As of December 10, 2020, CMS reported over 354,000 confirmed cases of COVID-19 among residents of nursing homes. Approximately 170,000 additional residents were suspected of having the virus. Since then, nursing home cases are again on the rise due to COVID’s “second wave” and the community spread within the general population.

Relief funds and incentive payments from the government will continue into 2021. To date, much of the relief funding was spent on personal protective equipment (PPE), increased workforce and training, and COVID-19 testing. The federal and state funding hopes to provide nursing homes with more support as the second wave of the pandemic unfolds. There will be future reporting requirements on how these funds and PPP loans are spent.

Two factors that will affect profitability in 2021 are staffing and technology. Staffing challenges have always been significant in nursing facilities, and the pandemic further exacerbated this issue. Employee benefits such as bonuses, hazard pay, and increased medical care have contributed to the staffing expense increase, even as PPP loans help offset some of the cost. In addition, many SNFs have invested in various technologies, such as Telehealth, to help curb the spread of the virus. Instead of sending residents to hospitals, clinics, or doctors’ offices, Telehealth allows the physician to treat a SNF resident remotely. Telehealth also enables remote patient monitoring, which allows a physician to keep an eye on a sick resident around the clock. Virtual activities for residents, virtual visits between residents and their families, recruitment, and staffing management are among other technologies nursing homes have utilized throughout the pandemic. We will have to wait and see which methods will be permanently adopted versus others that cannot replace in-person contact.

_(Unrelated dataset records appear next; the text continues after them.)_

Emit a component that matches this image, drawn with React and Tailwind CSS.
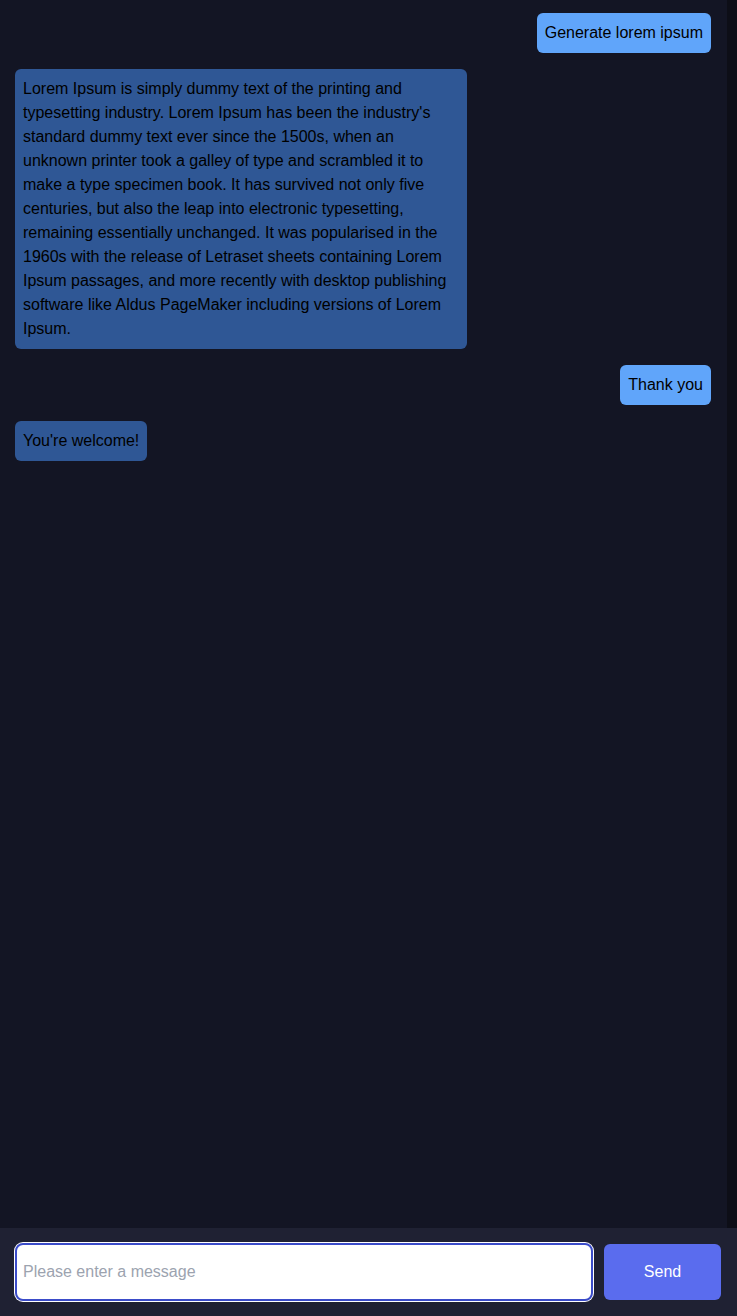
import React from "react";

const messages = [
  { from: "user", text: "Generate lorem ipsum" },
  {
    from: "bot",
    text: "Lorem Ipsum is simply dummy text of the printing and typesetting industry. Lorem Ipsum has been the industry's standard dummy text ever since the 1500s, when an unknown printer took a galley of type and scrambled it to make a type specimen book. It has survived not only five centuries, but also the leap into electronic typesetting, remaining essentially unchanged. It was popularised in the 1960s with the release of Letraset sheets containing Lorem Ipsum passages, and more recently with desktop publishing software like Aldus PageMaker including versions of Lorem Ipsum.",
  },
  { from: "user", text: "Thank you" },
  { from: "bot", text: "You're welcome!" },
];

export default function App() {
  return (
    <div className="flex h-[1316px] w-[737px] flex-col bg-[#131524] font-['Liberation_Sans',Arial,sans-serif] text-base leading-6">
      <div className="flex flex-1 overflow-hidden">
        <div className="flex flex-1 flex-col gap-4 px-4 pt-[13px]">
          {messages.map((m, i) =>
            m.from === "user" ? (
              <div key={i} className="flex justify-end">
                <div className="rounded-md bg-[#60a5fa] px-2 py-2 text-black">
                  {m.text}
                </div>
              </div>
            ) : (
              <div key={i} className="flex justify-start pl-[-1px]">
                <div className="-ml-px max-w-[452px] rounded-md bg-[#2f5795] px-2 py-2 text-black">
                  {m.text}
                </div>
              </div>
            ),
          )}
        </div>
        <div className="w-[10px] bg-[#0d0e17]"></div>
      </div>
      <div className="flex h-[88px] items-center gap-[11px] bg-[#1f2133] pl-[15px] pr-4">
        <div className="flex h-[58px] flex-1 items-center rounded-lg border-2 border-[#3b4cc9] bg-white px-[6px] ring-1 ring-white">
          <span className="text-[#9ca3af]">Please enter a message</span>
        </div>
        <button className="h-14 w-[117px] rounded-md bg-[#5a6cee] font-medium text-white">
          Send
        </button>
      </div>
    </div>
  );
}
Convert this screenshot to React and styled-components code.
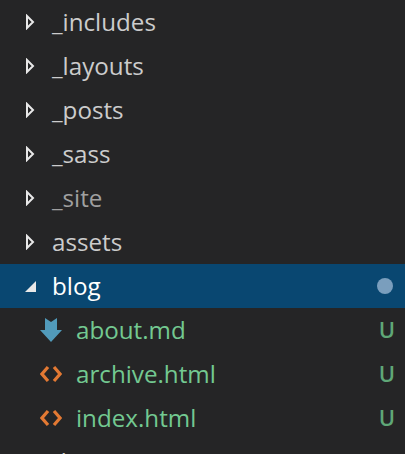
import React from "react";
import styled, { createGlobalStyle } from "styled-components";

const GlobalStyle = createGlobalStyle`
  html, body {
    margin: 0;
    padding: 0;
    background: #252526;
  }
`;

const Tree = styled.div`
  width: 405px;
  height: 454px;
  overflow: hidden;
  background: #252526;
  font-family: "Open Sans", "Noto Sans", sans-serif;
  font-size: 24.2px;
`;

const Row = styled.div`
  display: flex;
  align-items: center;
  height: 44px;
  padding-left: ${(p) => (p.$file ? "40px" : "25px")};
  padding-right: 10px;
  background: ${(p) => (p.$selected ? "#094771" : "transparent")};
`;

const Twistie = styled.svg`
  width: 12px;
  height: 16px;
  margin-right: 15px;
  flex-shrink: 0;
`;

const FileIcon = styled.svg`
  width: 22px;
  height: 24px;
  margin-right: 14px;
  flex-shrink: 0;
`;

const Label = styled.span`
  flex: 1;
  padding-bottom: 2px;
  color: ${(p) => p.$color};
  white-space: nowrap;
`;

const Dot = styled.span`
  width: 16px;
  height: 16px;
  margin-right: 2px;
  border-radius: 50%;
  background: #7a9ebd;
`;

const Badge = styled.span`
  padding-bottom: 2px;
  color: #5fa777;
  font-size: 22px;
  font-weight: 600;
`;

const ClosedArrow = () => (
  <Twistie viewBox="0 0 12 16">
    <path d="M2 2 L8 8 L2 14 Z" fill="none" stroke="#e8e8e8" strokeWidth="2" />
  </Twistie>
);

const OpenArrow = () => (
  <Twistie viewBox="0 0 12 16">
    <path d="M0 14 L11 14 L11 3 Z" fill="#e8e8e8" />
  </Twistie>
);

const MarkdownIcon = () => (
  <FileIcon viewBox="0 0 22 24">
    <path d="M5 0 L11 4 L17 0 V12 H22 L11 24 L0 12 H5 Z" fill="#519aba" />
  </FileIcon>
);

const HtmlIcon = () => (
  <FileIcon viewBox="0 0 22 24">
    <path d="M8 5 L2 12 L8 19 M14 5 L20 12 L14 19" fill="none" stroke="#e37933" strokeWidth="3.2" />
  </FileIcon>
);

const folders = [
  { name: "_includes", color: "#cccccc" },
  { name: "_layouts", color: "#cccccc" },
  { name: "_posts", color: "#cccccc" },
  { name: "_sass", color: "#cccccc" },
  { name: "_site", color: "#a0a0a0" },
  { name: "assets", color: "#cccccc" },
];

const files = [
  { name: "about.md", Icon: MarkdownIcon },
  { name: "archive.html", Icon: HtmlIcon },
  { name: "index.html", Icon: HtmlIcon },
];

const App = () => (
  <Tree>
    <GlobalStyle />
    {folders.map((f) => (
      <Row key={f.name}>
        <ClosedArrow />
        <Label $color={f.color}>{f.name}</Label>
      </Row>
    ))}
    <Row $selected>
      <OpenArrow />
      <Label $color="#ffffff">blog</Label>
      <Dot />
    </Row>
    {files.map((f) => (
      <Row $file key={f.name}>
        <f.Icon />
        <Label $color="#73c991">{f.name}</Label>
        <Badge>U</Badge>
      </Row>
    ))}
    <Row>
      <ClosedArrow />
      <Label $color="#cccccc">docs</Label>
    </Row>
  </Tree>
);

export default App;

Although both federal and state funding have been beneficial through 2020 and likely into 2021, staffing cost will remain a concern and technology cost will need to be monitored in financial planning until the industry returns to pre-COVID levels.

Many providers are concerned about whether they will be able to remain profitable into 2021, or whenever the pandemic is over. Relief funding is keeping nursing homes afloat for now; however, when that ends a percentage of facilities may be forced to close. Occupancy will need to return to pre-COVID levels in order to keep nursing homes profitable when the pandemic finally subsides and relief funding ends. The year to come is unchartered waters, but hopefully nursing homes will be able to adapt by adopting best practices and survive the pandemic intact.